26. November 2021
Modalitäten
Ich betrete das Haus, um Freunde
zu besuchen. Die Gastgeberin setzt an, mich zu umarmen,
stutzt kurz und fragt: „Geht das?“ Na klar geht das. Ich
treffe auf einem fremden Anwesen mit Leuten zusammen.
Begrüßung per Ghettofaust. Abschied per Händeschütteln. In
manchen Begegnungen winke ich bloß. Zu einer Besprechung,
die Anfang Dezember vor mir liegt, klären wir den Modus per
Telefonat. Zu einer Besprechung, die heute vor mir liegt,
klären wir gar nichts vorab.
Eine Vielfalt der
Modalitäten. In meinen laufenden Vorhaben finden sich
Menschen mit ganz unterschiedlichen Orientierungen. Da ist
der Geschäftige. Er läßt sich annähernd alle Tage testen.
Wenn er Tests nicht gerade gehortet hat, werden seine
laufenden Absprachen mit Apothekenpersonal etc. schlagend.
Da ist der Brummige, in der Wildnis erprobt, dem das ganze
Theater auf die Nerven geht. Er bleibt ungeimpft und fragte
mich eben erst, warum ich bei dem Protestmarsch durch
Gleisdorf nicht mitgegangen sei, wir sollten für unsere
Bürgerrechte einstehen.
Übrigens, wie originell! Ich
hab eben erst erfahren, daß ein Mann, mit dem heuer in einem
Projektbereich viel gemacht hab, als Organisator der
Protestmärsche gilt. Wir hatten davor mehrere Ausfahrten zu
absolvieren und waren in Lockdown-Phasen übereingekommen,
mit Maske im Auto zu sitzen.
Hier hat jemand eine
Angststörung entwickelt, da jemand eine Sozialphobie. Dort
segelt jemand mit stolz geschwellter Brust und verachtet
demonstrativ jene, die nicht aus dem Haus gehen wollen. Da
begegne ich Leuten, die sich um ein Verhalten bemühen, als
wäre nichts geschehen und habe sich nichts verändert. Die
alten Konventionen reichen für neue Begegnungen nicht mehr.
Wir müssen beachten, wer welchen Modus bevorzugt und wie man
selbst dazu steht.
Nein, ich führe keine Diskussionen
über die verschiedenen Haltungsvarianten, Konzepte und
Ansichten. Es hat mich niemand zum Revisor bestellt, der
seine Mitmenschen examiniert. Das sind alles erwachsene
Leute. Sie haben ihre Schlüsse gezogen, Entscheidungen
gefällt. Ich hatte bisher nicht den Eindruck, jemand fühle
sich dabei auf meine Meinung angewiesen. Wo wir kooperieren,
bestehe ich – wie angedeutet - auf achtsamem Umgang
miteinander.
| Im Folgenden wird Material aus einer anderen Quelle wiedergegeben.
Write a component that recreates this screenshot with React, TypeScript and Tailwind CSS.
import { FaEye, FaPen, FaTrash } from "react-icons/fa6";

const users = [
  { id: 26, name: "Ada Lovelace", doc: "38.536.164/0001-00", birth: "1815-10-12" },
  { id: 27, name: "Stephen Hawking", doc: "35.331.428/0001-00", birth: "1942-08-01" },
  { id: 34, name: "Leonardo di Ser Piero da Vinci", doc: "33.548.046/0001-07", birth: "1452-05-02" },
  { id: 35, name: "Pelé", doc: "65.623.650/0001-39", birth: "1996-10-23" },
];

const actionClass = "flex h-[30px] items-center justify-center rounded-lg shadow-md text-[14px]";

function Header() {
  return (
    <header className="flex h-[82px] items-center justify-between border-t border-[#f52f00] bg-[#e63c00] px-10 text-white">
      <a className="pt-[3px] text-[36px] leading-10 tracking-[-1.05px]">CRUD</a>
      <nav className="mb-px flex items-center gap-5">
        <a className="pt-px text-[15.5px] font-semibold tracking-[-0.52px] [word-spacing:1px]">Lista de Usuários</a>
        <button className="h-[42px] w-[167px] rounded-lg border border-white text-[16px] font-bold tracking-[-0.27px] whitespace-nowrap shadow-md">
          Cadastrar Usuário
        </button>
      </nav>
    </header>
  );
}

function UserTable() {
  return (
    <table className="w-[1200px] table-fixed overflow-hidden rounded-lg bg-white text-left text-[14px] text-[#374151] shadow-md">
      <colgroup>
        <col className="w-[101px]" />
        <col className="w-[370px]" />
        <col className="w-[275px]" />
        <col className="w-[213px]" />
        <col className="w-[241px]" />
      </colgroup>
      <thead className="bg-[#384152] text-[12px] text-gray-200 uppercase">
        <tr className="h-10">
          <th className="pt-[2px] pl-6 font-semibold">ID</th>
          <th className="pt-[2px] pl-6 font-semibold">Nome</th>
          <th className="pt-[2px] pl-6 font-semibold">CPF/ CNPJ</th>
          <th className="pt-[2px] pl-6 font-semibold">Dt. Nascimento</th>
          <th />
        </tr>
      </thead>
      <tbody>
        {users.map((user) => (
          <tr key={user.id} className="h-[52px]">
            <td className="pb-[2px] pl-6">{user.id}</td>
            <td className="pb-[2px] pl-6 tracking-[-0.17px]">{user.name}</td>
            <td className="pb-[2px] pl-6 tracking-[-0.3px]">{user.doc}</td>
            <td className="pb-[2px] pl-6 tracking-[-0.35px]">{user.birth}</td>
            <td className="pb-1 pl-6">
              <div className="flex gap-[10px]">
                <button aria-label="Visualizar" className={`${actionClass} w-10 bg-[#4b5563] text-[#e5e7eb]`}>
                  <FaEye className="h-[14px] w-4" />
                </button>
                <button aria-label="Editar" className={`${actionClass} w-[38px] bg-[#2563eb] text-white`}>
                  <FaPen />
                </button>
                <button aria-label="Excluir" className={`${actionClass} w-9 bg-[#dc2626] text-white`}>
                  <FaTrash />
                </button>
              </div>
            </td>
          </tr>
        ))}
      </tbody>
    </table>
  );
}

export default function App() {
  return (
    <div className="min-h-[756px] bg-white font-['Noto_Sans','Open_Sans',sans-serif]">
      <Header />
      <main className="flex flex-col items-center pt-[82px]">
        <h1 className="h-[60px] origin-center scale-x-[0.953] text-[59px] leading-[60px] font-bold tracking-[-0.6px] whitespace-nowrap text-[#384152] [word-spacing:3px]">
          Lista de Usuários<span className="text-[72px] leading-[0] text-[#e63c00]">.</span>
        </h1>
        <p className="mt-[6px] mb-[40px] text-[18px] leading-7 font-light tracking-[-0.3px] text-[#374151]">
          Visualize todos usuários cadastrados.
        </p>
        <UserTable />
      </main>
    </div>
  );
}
Das klappt auch.
Hätte ich noch die
Verantwortung für kleine Kinder oder Teenager, wäre das
alles weit schwieriger. Ich verkehre mit Leuten, die nicht
belehrt werden wollen. Es stimmt schon, manchmal beiße ich
mir auf die Lippe und verzichte auf ein Statement. Aber es
ist eine nützliche Übung, Dissens zu ertragen und über
Auffassungsunterschiede hinweg gemeinsame Vorhaben in Gang
zu halten.
Ich kenne die Intensivstation vom
Patientenbett aus. Schlauch in der Lunge und voll verkabelt.
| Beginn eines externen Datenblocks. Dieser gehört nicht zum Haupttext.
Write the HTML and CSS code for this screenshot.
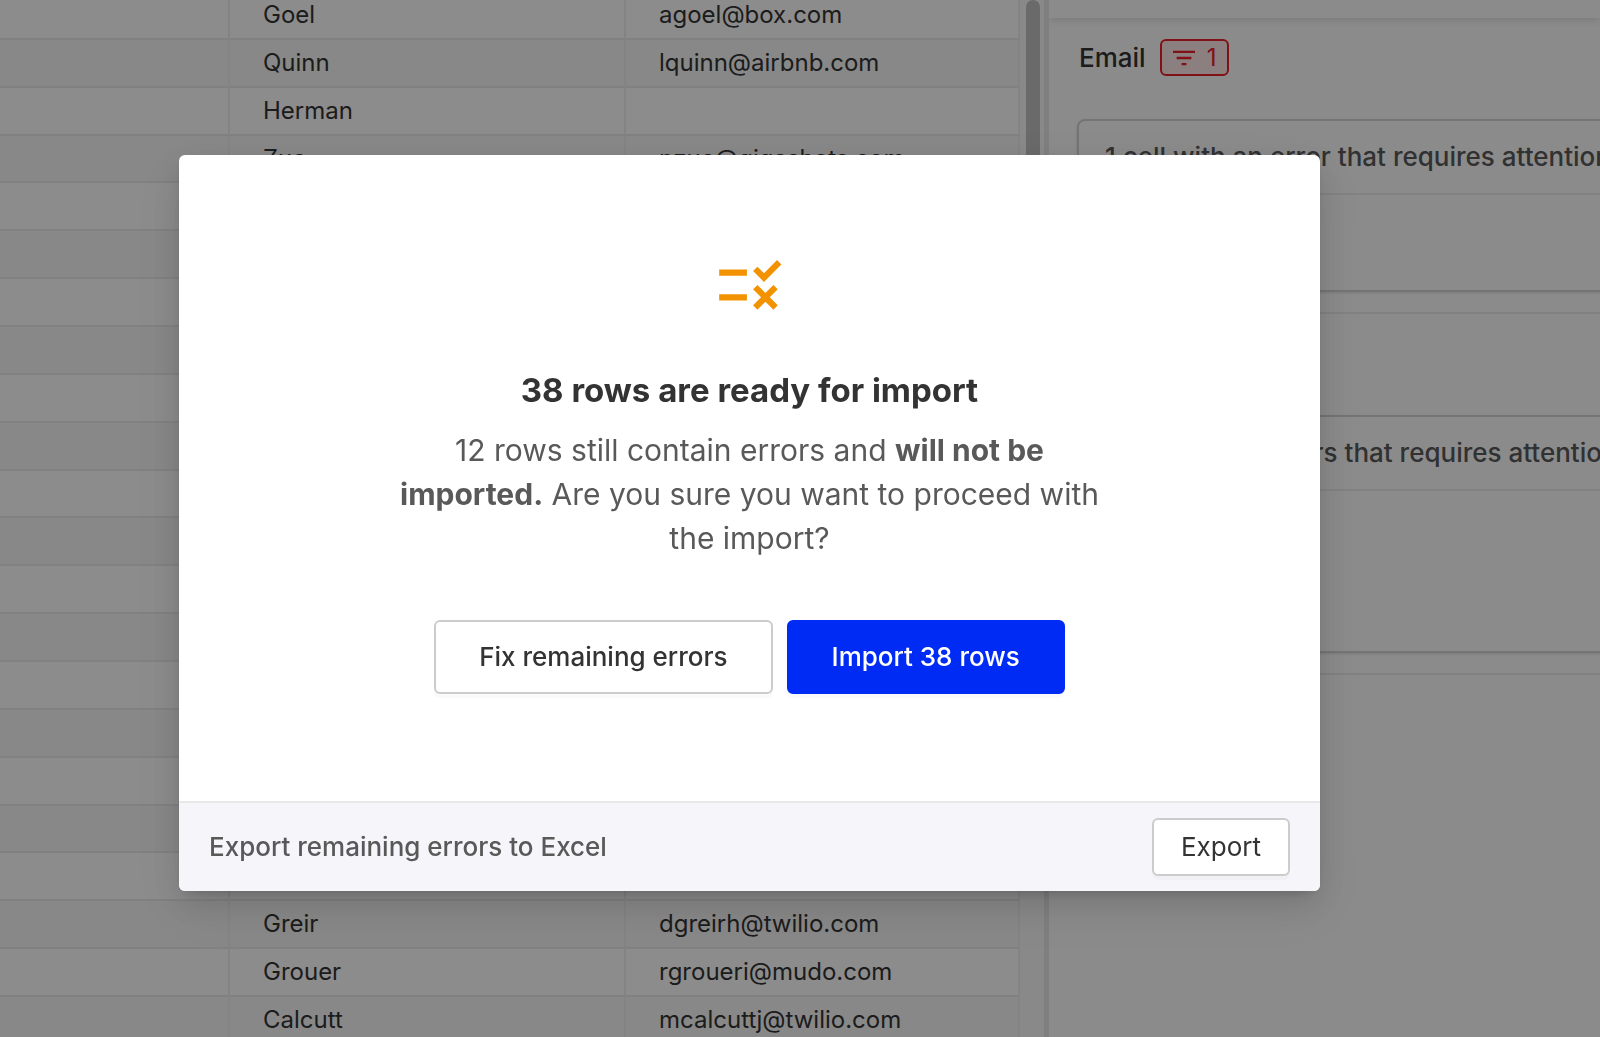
FILE: index.html
```html
<!DOCTYPE html>
<html lang="en">
<head>
<meta charset="utf-8">
<meta name="viewport" content="width=device-width, initial-scale=1">
<title>Import rows</title>
<link rel="stylesheet" href="styles.css">
</head>
<body>
<div class="app">
  <main class="sheet">
    <table class="grid">
      <colgroup><col class="col-first"><col class="col-last"><col class="col-email"></colgroup>
      <tbody>
        <tr><td></td><td>Goel</td><td>agoel@box.com</td></tr>
        <tr><td></td><td>Quinn</td><td>lquinn@airbnb.com</td></tr>
        <tr><td></td><td>Herman</td><td></td></tr>
        <tr><td></td><td>Zuo</td><td>nzuo@gigashots.com</td></tr>
        <tr><td></td><td></td><td></td></tr>
        <tr><td></td><td></td><td></td></tr>
        <tr><td></td><td></td><td></td></tr>
        <tr><td></td><td></td><td></td></tr>
        <tr><td></td><td></td><td></td></tr>
        <tr><td></td><td></td><td></td></tr>
        <tr><td></td><td></td><td></td></tr>
        <tr><td></td><td></td><td></td></tr>
        <tr><td></td><td></td><td></td></tr>
        <tr><td></td><td></td><td></td></tr>
        <tr><td></td><td></td><td></td></tr>
        <tr><td></td><td></td><td></td></tr>
        <tr><td></td><td></td><td></td></tr>
        <tr><td></td><td></td><td></td></tr>
        <tr><td></td><td></td><td></td></tr>
        <tr><td></td><td>Greir</td><td>dgreirh@twilio.com</td></tr>
        <tr><td></td><td>Grouer</td><td>rgroueri@mudo.com</td></tr>
        <tr><td></td><td>Calcutt</td><td>mcalcuttj@twilio.com</td></tr>
      </tbody>
    </table>
    <div class="track"><div class="thumb"></div></div>
  </main>
  <aside class="panel">
    <div class="panel-top"></div>
    <section class="issue">
      <header class="issue-head">
        <h2 class="issue-title">Email</h2>
        <button class="filter" type="button" aria-label="Filter 1 error">
          <svg class="filter-icon" viewBox="3 6 18 12" aria-hidden="true"><path d="M10 18h4v-2h-4v2zM3 6v2h18V6H3zm3 7h12v-2H6v2z"/></svg>
          <span>1</span>
        </button>
      </header>
      <div class="card"><p class="card-title">1 cell with an error that requires attention</p><div class="card-body"></div></div>
    </section>
    <section class="issue">
      <header class="issue-head"></header>
      <div class="card"><p class="card-title">12 cells with errors that requires attention</p><div class="card-body card-body-tall"></div></div>
    </section>
  </aside>
</div>

<div class="overlay">
  <div class="modal" role="dialog" aria-modal="true" aria-labelledby="modal-title">
    <div class="modal-body">
      <svg class="rule-icon" viewBox="0 0 24 24" aria-hidden="true"><path d="M16.54 11L13 7.46l1.41-1.41 2.12 2.12 4.24-4.24 1.41 1.41L16.54 11zM11 7H2v2h9V7zm10 6.41L19.59 12 17 14.59 14.41 12 13 13.41 15.59 16 13 18.59 14.41 20 17 17.41 19.59 20 21 18.59 18.41 16 21 13.41zM11 15H2v2h9v-2z"/></svg>
      <h1 class="modal-title" id="modal-title">38 rows are ready for import</h1>
      <p class="modal-text">12 rows still contain errors and <strong>will not be imported.</strong> Are you sure you want to proceed with the import?</p>
      <div class="actions">
        <button class="btn btn-large" type="button">Fix remaining errors</button>
        <button class="btn btn-large btn-primary" type="button">Import 38 rows</button>
      </div>
    </div>
    <footer class="modal-foot">
      <span class="foot-text">Export remaining errors to Excel</span>
      <button class="btn" type="button">Export</button>
    </footer>
  </div>
</div>
</body>
</html>
```
FILE: styles.css
```css
* {
  box-sizing: border-box;
}

body {
  margin: 0;
  font-family: Inter, "Liberation Sans", sans-serif;
  color: #333;
  background: #fff;
}

h1, h2, p {
  margin: 0;
}

button {
  font-family: inherit;
  cursor: pointer;
}

.app {
  display: flex;
  height: 100vh;
  overflow: hidden;
}

/* spreadsheet, scrolled part of the way down */
.sheet {
  flex: none;
  display: flex;
  width: 1049px;
  border-right: 5px solid #e8e8e8;
}

.grid {
  flex: 1;
  height: calc(100vh + 16px);
  margin-top: -8px;
  table-layout: fixed;
  border-collapse: separate;
  border-spacing: 0;
  font-size: 24px;
  line-height: 32px;
}

.col-first {
  width: 230px;
}

.col-last {
  width: 396px;
}

.grid td {
  height: 47px;
  padding: 0 33px;
  border-right: 2px solid #f0f0f0;
  border-bottom: 2px solid #ebebeb;
  white-space: nowrap;
}

.grid tr:nth-child(even) {
  background: #f8f8f8;
}

.track {
  width: 24px;
  padding: 0 4px 0 6px;
  background: #fafafa;
}

.thumb {
  height: 60%;
  border-radius: 7px;
  background: #c1c1c1;
}

/* list of problems */
.panel {
  flex: 1;
  min-width: 0;
  overflow: hidden;
  background: #fefefe;
}

.panel-top {
  height: 18px;
  box-shadow: 0 2px 10px rgba(0, 0, 0, 0.14);
}

.issue {
  padding: 0 28px 20px;
  border-bottom: 2px solid #ececec;
}

.issue-head {
  display: flex;
  align-items: center;
  gap: 14px;
  height: 101px;
  padding: 0 2px 22px;
}

.issue-title {
  font-size: 26px;
  line-height: 32px;
  font-weight: 500;
}

.filter {
  display: flex;
  align-items: center;
  gap: 12px;
  height: 37px;
  padding: 0 11px;
  border: 2px solid #e8202a;
  border-radius: 6px;
  background: #fde8e8;
  color: #e8202a;
  font-size: 24px;
}

.filter-icon {
  width: 22px;
  height: 16px;
  fill: currentColor;
}

.card {
  width: 640px;
  border: 2px solid #d4d4d4;
  border-radius: 8px;
  box-shadow: 0 1px 3px rgba(0, 0, 0, 0.12);
}

.card-title {
  padding: 20px 26px;
  border-bottom: 2px solid #ededed;
  color: #595959;
  font-size: 26px;
  line-height: 32px;
  font-weight: 500;
  white-space: nowrap;
}

.card-body {
  height: 95px;
}

.card-body-tall {
  height: 160px;
}

/* confirmation dialog */
.overlay {
  position: fixed;
  inset: 0;
  display: flex;
  align-items: flex-start;
  padding: 155px 280px 0 179px;
  background: rgba(0, 0, 0, 0.45);
}

.modal {
  flex: 1;
  overflow: hidden;
  border-radius: 6px;
  background: #fff;
  box-shadow: 0 6px 12px -8px rgba(0, 0, 0, 0.3), 0 12px 32px rgba(0, 0, 0, 0.12), 0 18px 56px 8px rgba(0, 0, 0, 0.06);
}

.modal-body {
  display: flex;
  flex-direction: column;
  align-items: center;
  padding: 93px 32px 107px;
}

.rule-icon {
  width: 74px;
  height: 74px;
  fill: #f39200;
}

.modal-title {
  margin-top: 44px;
  font-size: 33px;
  line-height: 48px;
  font-weight: 700;
  text-align: center;
}

.modal-text {
  max-width: 700px;
  margin-top: 14px;
  color: #595959;
  font-size: 30px;
  line-height: 44px;
  text-align: center;
}

.actions {
  display: flex;
  gap: 14px;
  margin-top: 60px;
}

.btn {
  height: 58px;
  padding: 0 27px;
  border: 2px solid #ccc;
  border-radius: 6px;
  background: #fff;
  box-shadow: 0 4px 0 rgba(0, 0, 0, 0.02);
  color: #333;
  font-size: 26px;
  line-height: 32px;
}

.btn-large {
  height: 74px;
  padding: 0 43px;
  font-weight: 500;
}

.btn-primary {
  border-color: #002bf5;
  background: #002bf5;
  color: #fff;
}

.modal-foot {
  display: flex;
  align-items: center;
  justify-content: space-between;
  padding: 15px 30px;
  border-top: 2px solid #e8e8e8;
  background: #f5f5fa;
}

.foot-text {
  color: #595959;
  font-size: 26px;
  line-height: 32px;
  font-weight: 500;
}
```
Hatte ich schon. Ist rund 30 Jahre her und unvergeßlich. Das
zählt zu meinen Entscheidungsgrundlagen, an denen sich heute
mein Verhalten orientiert.
Wer es mit diesen Dingen
anders hält, unterliegt eben nicht meinen Wünschen, sondern
muß das mit den Staatsorganen aushandeln, von denen die
Gemeinschaft repräsentiert und das Gemeinwesen verwaltet
wird. Rollenklarheit nützt bei all dem. Ich bin weder
Polizist noch Schnellrichter. Ich hab auch keine Lust, mich
täglich zu entrüsten. Schauen wir also, wozu wir als
Gemeinschaft taugen und wohin uns da trägt.